The staff was blindsided. They called a private meeting with the executive and general student boards. In the meeting, they accused students of harassing and misleading others into signing the letter and of spreading false gossip about staff. Then, they disbanded the executive student board, leaving the general board intact and saying they planned to restructure the student leadership system. Braverman, the executive director at the time, did not attend the meeting. She could not be reached for comment.

Krull, the Hillel board member, remembers it clearly. For him, this was an issue of power — students were “too big for their britches,” and wanted to “flex the muscles they didn’t have.”

He was sure students had convinced others to sign the letter because he said he couldn’t imagine 100 students were really that unhappy. He said he agreed with Braverman’s decision to ask the student leadership to leave.

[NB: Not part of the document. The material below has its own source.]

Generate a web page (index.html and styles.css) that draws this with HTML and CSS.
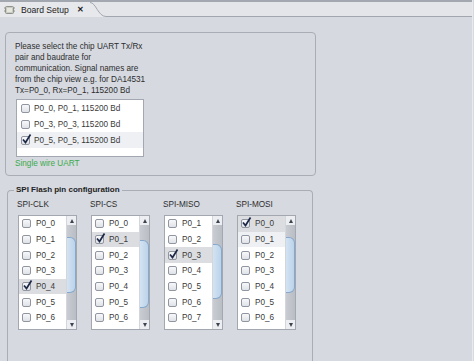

“[Students] thought they were going to become Jewish student activists and get control of Hillel and that was never going to happen,” Krull said.

During this time, David and other members of the initial letter-writing group met with administrators at Hillel International and the university. Nothing changed, even after a student representative from Northeastern’s Student Government Association, which oversees campus organizations, said in an email that the disbanding of the board by an external party was not allowed.

The three Northeastern Hillel staff members at this time both declined to comment, and two left by the end of the year along with Braverman, the executive director. At the end of the 2017 school year, Hillel had one staff member.

“I feel like it’s a cycle that doesn’t really end,” Bressler said. “The people who want to keep things the way that they are and the way that they have been will be there much longer than any idealistic students will be.”

But change was coming. A new student organization, the Jewish Student Union, was slowly taking shape and, whether they knew it or not, the community was poised on the edge of a new chapter.

Hannah Bernstein is a student at Northeastern University and a New Voices reporting fellow.

Editor’s note: Hannah Bernstein was present in 2016 when some of these events took place. While she signed the initial letter, she had no further involvement in the situation, aside from participating in Jewish campus events as a community member. Additionally, she attended Hillel International’s Engagement Institute in August 2017. She began working on this story in May 2017.